We all have a story to tell. We have people to thank, places we've been, endured hardships we never thought we'd recover from. Yet, here we are, surviving. At 30, I never thought I'd be where I am at in life currently, but then again...I've concluded it's good to have loose guidelines on life rather than plans. We all know life doesn't go as planned afterall.

Tuesday, December 29, 2009

Failed Relationships

I'm thankful for failed relationships. As difficult as they may be at times, I indeed learn a thing or two about myself and life.
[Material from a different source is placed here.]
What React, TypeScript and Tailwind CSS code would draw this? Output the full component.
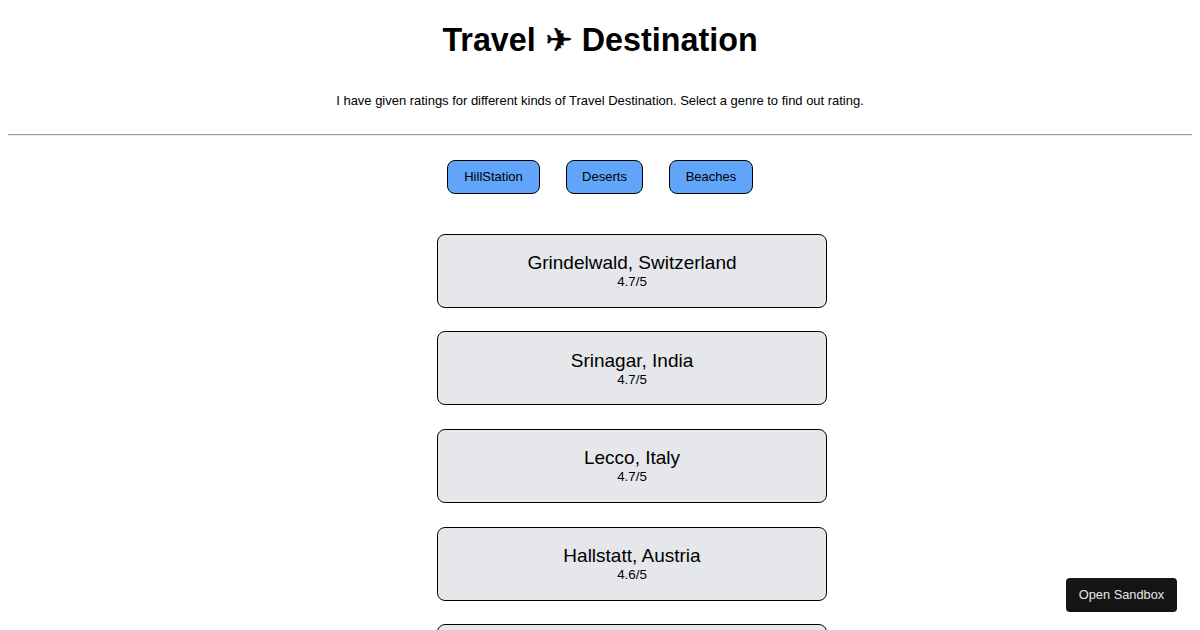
const genres = [
  { label: "HillStation", width: "w-[93px]" },
  { label: "Deserts", width: "w-[77px]" },
  { label: "Beaches", width: "w-[84px]" },
];

const places = [
  { name: "Grindelwald, Switzerland", rating: "4.7/5" },
  { name: "Srinagar, India", rating: "4.7/5" },
  { name: "Lecco, Italy", rating: "4.7/5" },
  { name: "Hallstatt, Austria", rating: "4.6/5" },
];

const cardClass =
  "mx-auto flex h-[74px] w-[390px] shrink-0 flex-col items-center justify-center rounded-lg border border-black bg-[#e5e7eb] pb-[1px]";

export default function App() {
  return (
    <div className="h-[630px] overflow-hidden bg-white px-2 text-black font-['Liberation_Sans','DejaVu_Sans',sans-serif]">
      <h1 className="pt-[22px] text-center text-[32.3px] leading-[37px] font-bold">
        Travel <span className="ml-[1px] [-webkit-text-stroke:0.6px_black]">✈</span> Destination
      </h1>
      <p className="mt-[34px] text-center text-[13px] leading-[15px] tracking-[-0.02px]">
        I have given ratings for different kinds of Travel Destination. Select a genre to find out rating.
      </p>
      <hr className="mt-[26px] h-[2px] border-t border-b border-t-[#9a9a9a] border-b-[#eeeeee]" />

      <div className="mt-[24px] flex justify-center gap-[26px]">
        {genres.map((g) => (
          <button key={g.label} className={`h-[34px] rounded-lg border border-black bg-[#60a5fa] text-[13px] ${g.width}`}>
            {g.label}
          </button>
        ))}
      </div>

      <ul className="mt-[39.8px] flex flex-col gap-[23.6px] pl-16">
        {places.map((p) => (
          <li key={p.name} className={cardClass}>
            <div className="text-[19px] leading-[23px]">{p.name}</div>
            <div className="text-[13.33px] leading-[15px]">{p.rating}</div>
          </li>
        ))}
        {/* next card, only its top edge is on screen */}
        <li className={cardClass} />
      </ul>

      <div className="fixed right-[23px] bottom-[18px] flex h-[34px] w-[111px] items-center justify-center rounded bg-[#151515] text-[12.8px] text-[#e8e8e8]">
        Open Sandbox
      </div>
    </div>
  );
}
I once was marriage and really took to my vows. That failure was the MOST difficult of anything in my life, even more difficult emotionally than cancer twice. Our sex life was structured...if not today, then tommorrow. Or a monday, wednesday, friday type schedule. It didn't matter, it didn't work for me. I had a successful career, I did not have time to wait on him hand and foot or need to succumb to hearing "well, that's not how my mother does it" one more time. I was never good enough. I didn't want children by the age of 27 which I was up front about before marriage, but he "thought I was kidding." According to him I needed to quit working and stop having friends and stay in watching tv with him on days that were warm and sunny. What?!?! It's ok, I know I did everything possible to make that relationship work and I can't say the same for the other party, but I think it all worked out for the best for both of us.

How about the guy that raised his voice and yelled at me for ACCIDENTALLY spilling the groceries on the floor at a store in New Mexico? He almost drove off the premises without me at that grocery store in MY rental car. And why did I stay with this guy months later. I'm sorry, that just makes me laugh at this point. He would also yell when we had to wait 15 minutes for a table at a restaurant at home, but yell at me. Uh, again, why?!?!

Bipolar mental illness is a trap. It's just terrible. Try communicating with someone that tends to be manic on regular occasions. He was exciting, interesting, funny, but also delusional in his thinking. No, he didn't need medication or therapy according to him. It was perfectly normal to pull off a person's car bumper after they cut you off in a parking lot. Really?!?!

What about the guy that lies, doesn't know why he lies but it's with good reason. Right, you figure that one out.

Dating someone is not a project, it should not be work...not early on. I'm not complaining. Each of these people also had good attributes, which is why I dated them in the first place. Dating is this complex mechanism in which you determine if your values match up with another person's enough to share your lives together forever. I know it IS possible and while it is not ALWAYS easy that is should be initially. I believe I have learned a lot about myself through failed relationships.

If you stop learning, you have given up...on life...in general.